This document shows where to get the test data set, and explains how the judging will be done for the "Best Classification" system.
Read the Step 1: Get Data tutorial for information on where to get the training and test data sets.
Your job is to create a CSV file that holds the scores for each of the signals found in the test data set. Each line of your CSV file "Scorecard", will contain the signal's UUID, followed by scores for each signal class. (The signal class with the highest score would be your model's class estimation. Typically these's scores are the probability estimates for each class.)
The test data files are nearly the same as the training sets. The only difference is the JSON header in each file does not contain the signal class. You can use ibmseti
python package to read each file, just like you would the training data. See Step_2_reading_SETI_code_challenge_data.ipynb for examples.
For each data file in the test set, generate the appropriate spectrogram, and then pass that to your signal classifier to calculate the scores for each class.
For example, each line in the CSV file should look like:
abdefg-adbc12-23234-123123-cvaf, 0.1, 0.023, 0.451, 0.232, 0.001, 0.07, 0.0083
THE COLUMN ORDER OF THE NUMBERS IS ABSOLUTELY CRITICAL! THEY MUST BE THE SCORE FOR EACH CLASS IN THIS ORDER:
uuid, brightpixel, narrowband, narrowbanddrd, noise, squarepulsednarrowband, squiggle, squigglesquarepulsednarrowband
import ibmseti
import csv
import ALL LIBS FOR YOUR CLASSIFIER (tensorflow, Watson, etc)
my_model #this is your trained signal classification model
my_output_results = mydatafolder + '/signal_class_results.csv'
zz = zipfile.ZipFile(mydatafolder + '/' + 'primary_testset.zip')
for fn in zz.namelist():
data = zz.open(fn).read()
aca = ibmseti.compamp.SimCompamp(data)
uuid = aca.header()['uuid']
spectrogram = draw_spectrogram(aca) #whatever signal processing code you need would go in your `draw_spectrogram` code
#cr = class results. In this example, it's a dictionary. But in your experience it could be something else
# like a simple list.
cr = my_model.classify(spectrogram)
with open(my_output_results, 'a') as csvfile:
fwriter = csv.writer(csvfile, delimiter=',')
fwrite.writerow([uuid, cr['brightpixel'], cr['narrowband'], cr['narrowbanddrd'],
cr['noise'], cr['squarepulsednarrowband'], cr['squiggle'],
cr['squigglesquarepulsednarrowband']
])
In this contest, because we are using all the scores, we'll use the Log-Loss function as a measure of your model. These details will be found in an upcoming notebook. There will be a website that you use to submit your CSV file containing the scores for your team. This website will also contain a scoreboard. This will be implemented after the hackathon on June 11th -- more details to come.
You can download an example scorecard from Object Storage.
The scores in this example file are random values between 0 and 1. Typically, your scores will be your classification model's estimate of probability for each class. As such, they should sum to 1.0. However, to be sure, the Log-loss calculator in our Scoreboard will normalize your score to ensure the values sum to 1.0.

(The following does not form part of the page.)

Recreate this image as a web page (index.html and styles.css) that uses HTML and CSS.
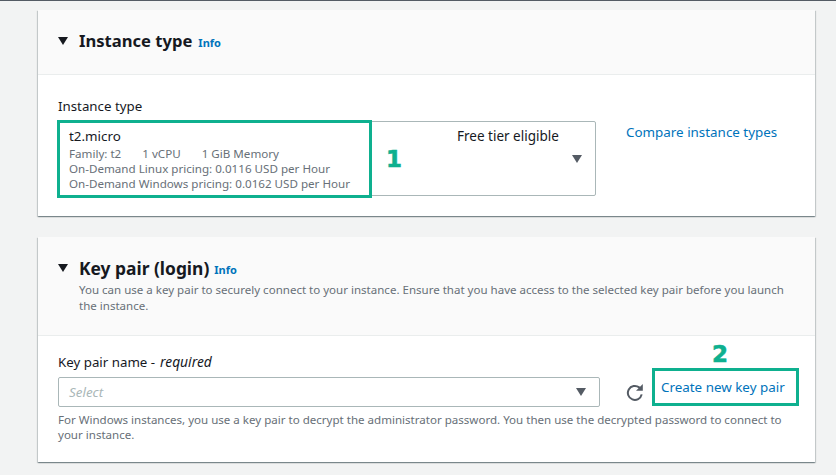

If you are running this on IBM DSX (IBM Apache Spark), you'll need to get your .csv
file to your local working directory in order to submit your results to the Scoreboard website.
The best way to get your data is to move your .csv
file to your Object Storage account that is provided in DSX. Then, move the .csv
file from your Object Storage to your local directory.
This tutorial shows you the basic steps to move data to and from your Object Storage instance.
We are currently constructing a Team Scoreboard. This will be used first at the hackathon. After the hackathon, we will make scoreboard available for the code challenge particitipants. We will send you notification when the Scoreboard is ready. We expect the Scoreboard to go live on June 15th! You will use this Scoreboard to submit results the CSV file for your team.
The SETI Institute reserves the right to change the rules or add more rules at any time. This list will be updated as needed.
The code challenge ends at 00:00 August 1, 2017 US West Coast time. All submissions to the Scoreboard must occur before then.
All results are subject to verification by the SETI Institute. The results of the top 3 teams will undergo further scrutiny to ensure classification accuracy. In the event of a tie-break, more test data will be provided. Another tie-breaking measure will be the time it takes to perform classifications and the faster classifer will be chosen.
Your code must be open-sourced and licensed with the Apache License 2.0. This is required because the plan is to install the winning team's code in the SETI Institute real-time data analysis pipeline.